## WRITTEN EXERCISE
In the data below, locate each line with the word "that" and list it.

** start **

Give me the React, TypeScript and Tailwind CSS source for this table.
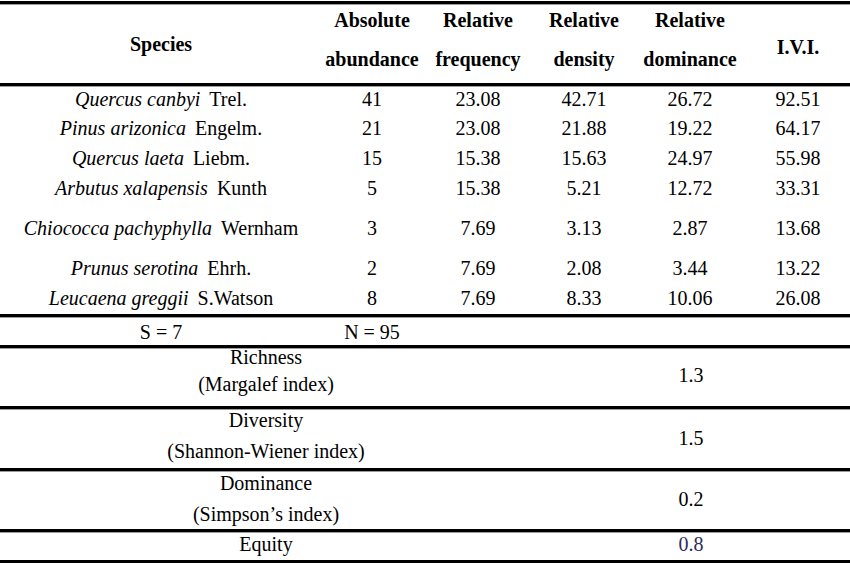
const cols = "grid grid-cols-[322px_100px_112px_100px_112px_104px]";

type Row = {
  genus: string;
  author: string;
  values: string[];
  h: string;
};

const rows: Row[] = [
  { genus: "Quercus canbyi", author: "Trel.", values: ["41", "23.08", "42.71", "26.72", "92.51"], h: "h-[28px]" },
  { genus: "Pinus arizonica", author: "Engelm.", values: ["21", "23.08", "21.88", "19.22", "64.17"], h: "h-[30px]" },
  { genus: "Quercus laeta", author: "Liebm.", values: ["15", "15.38", "15.63", "24.97", "55.98"], h: "h-[30px]" },
  { genus: "Arbutus xalapensis", author: "Kunth", values: ["5", "15.38", "5.21", "12.72", "33.31"], h: "h-[30px]" },
  { genus: "Chiococca pachyphylla", author: "Wernham", values: ["3", "7.69", "3.13", "2.87", "13.68"], h: "h-[50px]" },
  { genus: "Prunus serotina", author: "Ehrh.", values: ["2", "7.69", "2.08", "3.44", "13.22"], h: "h-[30px]" },
  { genus: "Leucaena greggii", author: "S.Watson", values: ["8", "7.69", "8.33", "10.06", "26.08"], h: "h-[29px]" },
];

const indices = [
  { label: ["Richness", "(Margalef index)"], value: "1.3", h: "h-[57px]", lead: "leading-[27px] -translate-y-[7px]", vshift: "-translate-y-[3px]" },
  { label: ["Diversity", "(Shannon-Wiener index)"], value: "1.5", h: "h-[58px]", lead: "leading-[31px] -translate-y-[5px]", vshift: "-translate-y-[3px]" },
  { label: ["Dominance", "(Simpson\u2019s index)"], value: "0.2", h: "h-[57px]", lead: "leading-[31px] -translate-y-[4px]", vshift: "-translate-y-[4px]" },
];

function Rule() {
  return (
    <div className="flex flex-col">
      <div className="h-[3px] bg-black" />
      <div className="h-px bg-[#9c9c9c]" />
    </div>
  );
}

function TwoLine({ a, b }: { a: string; b: string }) {
  return (
    <div className="flex flex-col justify-center -translate-y-[4px]">
      <span>{a}</span>
      <span>{b}</span>
    </div>
  );
}

export default function App() {
  return (
    <div className="w-[850px] h-[563px] bg-white pt-px text-[20px] text-black font-[family-name:Liberation_Serif,serif] overflow-hidden">
      <Rule />
      {/* header */}
      <div className={`${cols} h-[78px] font-bold leading-[39px] text-center`}>
        <div className="flex items-center justify-center">Species</div>
        <TwoLine a="Absolute" b="abundance" />
        <TwoLine a="Relative" b="frequency" />
        <TwoLine a="Relative" b="density" />
        <TwoLine a="Relative" b="dominance" />
        <div className="flex items-center justify-center pt-1.5">I.V.I.</div>
      </div>
      <Rule />

      {/* species rows */}
      {rows.map((r) => (
        <div key={r.genus} className={`${cols} ${r.h} items-center text-center leading-none pb-[4px]`}>
          <div>
            <i>{r.genus}</i>
            <span className="ml-[9px]">{r.author}</span>
          </div>
          {r.values.map((v, i) => (
            <div key={i}>{v}</div>
          ))}
        </div>
      ))}
      <Rule />

      <div className={`${cols} h-[27px] items-center text-center leading-none`}>
        <div>S = 7</div>
        <div>N = 95</div>
      </div>
      <Rule />

      {indices.map((x) => (
        <div key={x.value}>
          <div className={`grid grid-cols-[532px_318px] ${x.h} items-center text-center`}>
            <div className={`flex flex-col ${x.lead}`}>
              <span>{x.label[0]}</span>
              <span>{x.label[1]}</span>
            </div>
            <div className={`leading-none ${x.vshift}`}>{x.value}</div>
          </div>
          <Rule />
        </div>
      ))}

      <div className="grid grid-cols-[532px_318px] h-[27px] items-center text-center leading-none pb-[6px]">
        <div>Equity</div>
        <div className="text-[#2e2d5c]">0.8</div>
      </div>
      <Rule />
    </div>
  );
}
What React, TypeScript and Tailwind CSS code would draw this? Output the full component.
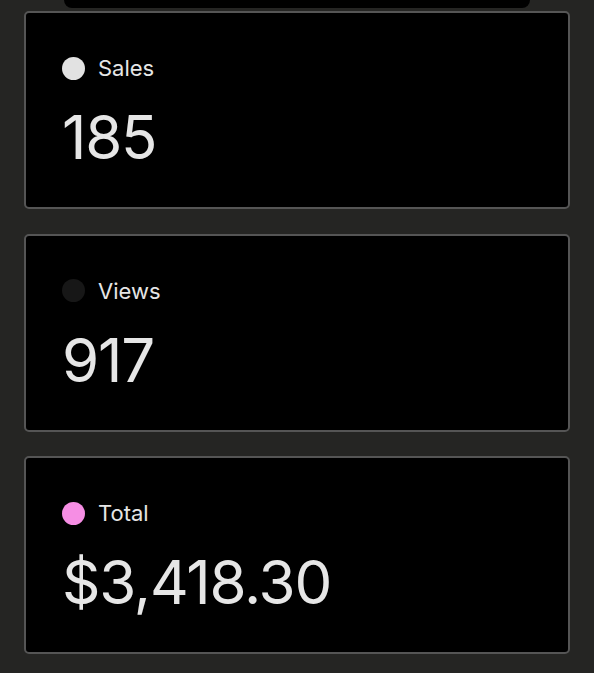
const STATS = [
  { label: 'Sales', value: '185', dot: 'bg-[#e2e2e2]' },
  { label: 'Views', value: '917', dot: 'bg-[#171717]' },
  { label: 'Total', value: '$3,418.30', dot: 'bg-[#f68ee4]' },
]

function StatCard({ label, value, dot }: { label: string; value: string; dot: string }) {
  return (
    <div className="flex h-[198px] flex-col rounded-[5px] border-2 border-[#555555] bg-black pl-[36px] pt-[43px]">
      <div className="flex h-[24px] items-center gap-[13px]">
        <span className={`h-[23px] w-[23px] rounded-full ${dot}`} />
        <span className="text-[22px] leading-[24px] text-[#e6e6e6]">{label}</span>
      </div>
      <div className="mt-[27px] text-[60px] leading-none tracking-[-0.02em] text-[#e6e6e6]">{value}</div>
    </div>
  )
}

export default function App() {
  return (
    <div
      className="min-h-[673px] bg-[#252523] px-[24px]"
      style={{ fontFamily: 'Inter, "Liberation Sans", sans-serif' }}
    >
      <div className="mx-[40px] h-[8px] rounded-b-[12px] bg-black" />
      <div className="mt-[3px] flex flex-col gap-[24.5px]">
        {STATS.map((s) => (
          <StatCard key={s.label} {...s} />
        ))}
      </div>
    </div>
  )
}
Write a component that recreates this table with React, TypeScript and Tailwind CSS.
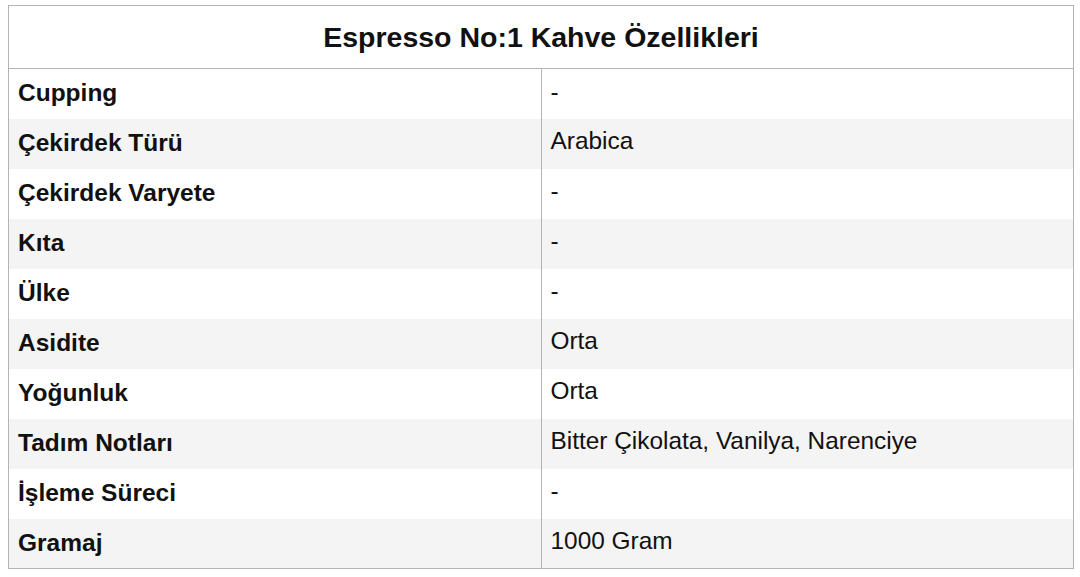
const rows = [
  { label: "Cupping", value: "-" },
  { label: "Çekirdek Türü", value: "Arabica" },
  { label: "Çekirdek Varyete", value: "-" },
  { label: "Kıta", value: "-" },
  { label: "Ülke", value: "-" },
  { label: "Asidite", value: "Orta" },
  { label: "Yoğunluk", value: "Orta" },
  { label: "Tadım Notları", value: "Bitter Çikolata, Vanilya, Narenciye" },
  { label: "İşleme Süreci", value: "-" },
  { label: "Gramaj", value: "1000 Gram" },
];

export default function App() {
  return (
    <div className="w-[1080px] h-[577px] bg-white pt-[5px] pl-[8px] font-['Liberation_Sans',Arial,sans-serif] text-[#111]">
      <table className="w-[1066px] border-collapse table-fixed border-b border-[#b3b3b3]">
        <thead>
          <tr>
            <th
              colSpan={2}
              className="h-[63px] border border-[#b3b3b3] text-center text-[28.5px] font-bold"
            >
              Espresso No:1 Kahve Özellikleri
            </th>
          </tr>
        </thead>
        <tbody>
          {rows.map((row, i) => (
            <tr key={row.label} className={i % 2 === 1 ? "bg-[#f4f4f4]" : "bg-white"}>
              <td className="h-[50px] w-1/2 border-l border-[#b3b3b3] pl-[9px] pb-[1px] text-[24.5px] font-bold leading-none">
                {row.label}
              </td>
              <td className="h-[50px] w-1/2 border-l border-r border-[#b3b3b3] pl-[9px] pb-[4px] text-[24.4px] leading-none">
                {row.value}
              </td>
            </tr>
          ))}
        </tbody>
      </table>
    </div>
  );
}
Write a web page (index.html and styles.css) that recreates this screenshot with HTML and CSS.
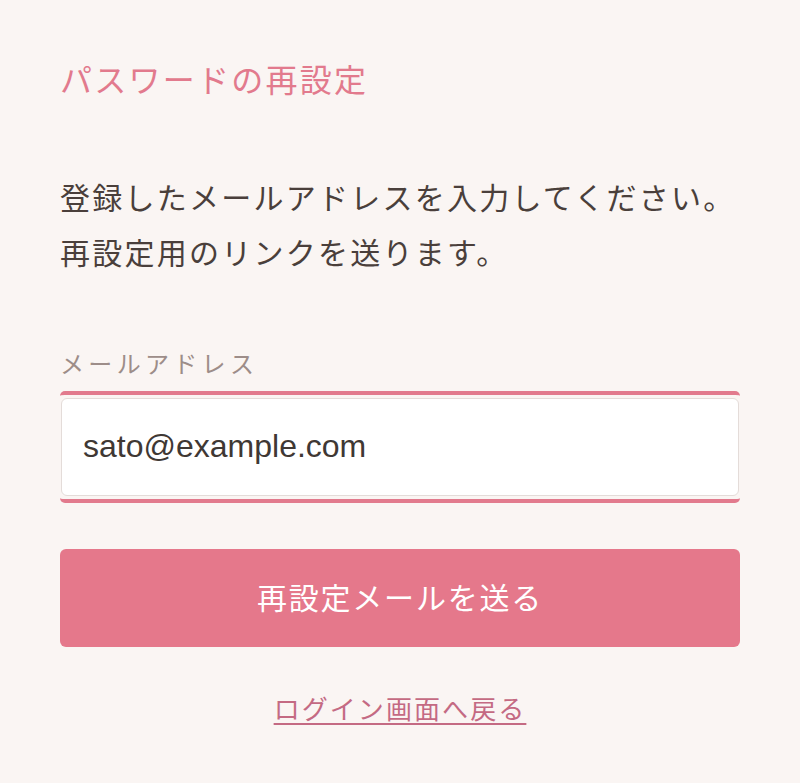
FILE: index.html
```html
<!DOCTYPE html>
<html lang="ja">

<head>
    <meta charset="UTF-8">
    <meta name="viewport" content="width=device-width, initial-scale=1.0">
    <title>パスワードの再設定</title>
    <link rel="stylesheet" href="styles.css">
</head>

<body>
    <div class="reset">
        <h1 class="reset-title">パスワードの再設定</h1>

        <p class="reset-lead">登録したメールアドレスを入力してください。<br>再設定用のリンクを送ります。</p>

        <form class="reset-form">
            <label class="field-label" for="email">メールアドレス</label>
            <div class="field-ring">
                <input class="field-input" id="email" type="email" value="sato@example.com">
            </div>

            <button class="submit" type="button">再設定メールを送る</button>
        </form>

        <div class="back">
            <a class="back-link" href="#">ログイン画面へ戻る</a>
        </div>
    </div>
</body>

</html>
```

FILE: styles.css
```css
/* Page base */
body {
    margin: 0;
    background-color: #faf5f3;
    color: #4a3f3b;
    font-family: "Noto Sans CJK JP", "Noto Sans", sans-serif;
}

.reset {
    padding: 54px 60px 0;
}

/* Title */
.reset-title {
    margin: 0;
    font-size: 32px;
    font-weight: 400;
    line-height: 48px;
    letter-spacing: 0.07em;
    color: #e27a8d;
}

/* Description text */
.reset-lead {
    margin: 67px 0 0;
    font-size: 30px;
    line-height: 55px;
    letter-spacing: 0.075em;
}

.reset-form {
    display: flex;
    flex-direction: column;
    margin-top: 66px;
}

.field-label {
    font-size: 24px;
    line-height: 36px;
    letter-spacing: 0.18em;
    color: #9d8d89;
}

/* Pink ring around the focused input */
.field-ring {
    margin-top: 10px;
    padding: 3px 1px;
    border-top: 4px solid #e27a8d;
    border-bottom: 4px solid #e27a8d;
    border-radius: 5px;
}

.field-input {
    display: block;
    box-sizing: border-box;
    width: 100%;
    height: 98px;
    padding: 0 21px 1px;
    border: 1px solid #e4dcd9;
    border-radius: 6px;
    background-color: #fff;
    color: #3f3834;
    font-family: "Liberation Sans", Arial, sans-serif;
    font-size: 32px;
    outline: none;
}

/* Submit button */
.submit {
    margin-top: 46px;
    height: 98px;
    padding-bottom: 5px;
    border: none;
    border-radius: 6px;
    background-color: #e5788b;
    color: #fff;
    font-family: inherit;
    font-size: 30px;
    letter-spacing: 0.06em;
    cursor: pointer;
}

.back {
    margin-top: 41px;
    text-align: center;
    line-height: 40px;
}

.back-link {
    font-size: 26px;
    letter-spacing: 0.08em;
    color: #c46a83;
    text-decoration: underline;
    text-underline-offset: 4px;
}
```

** end **

## ANSWER TO THIS PROBLEM
Write a component that recreates this table with React, TypeScript and Tailwind CSS.
Write a web page (index.html and styles.css) that recreates this screenshot with HTML and CSS.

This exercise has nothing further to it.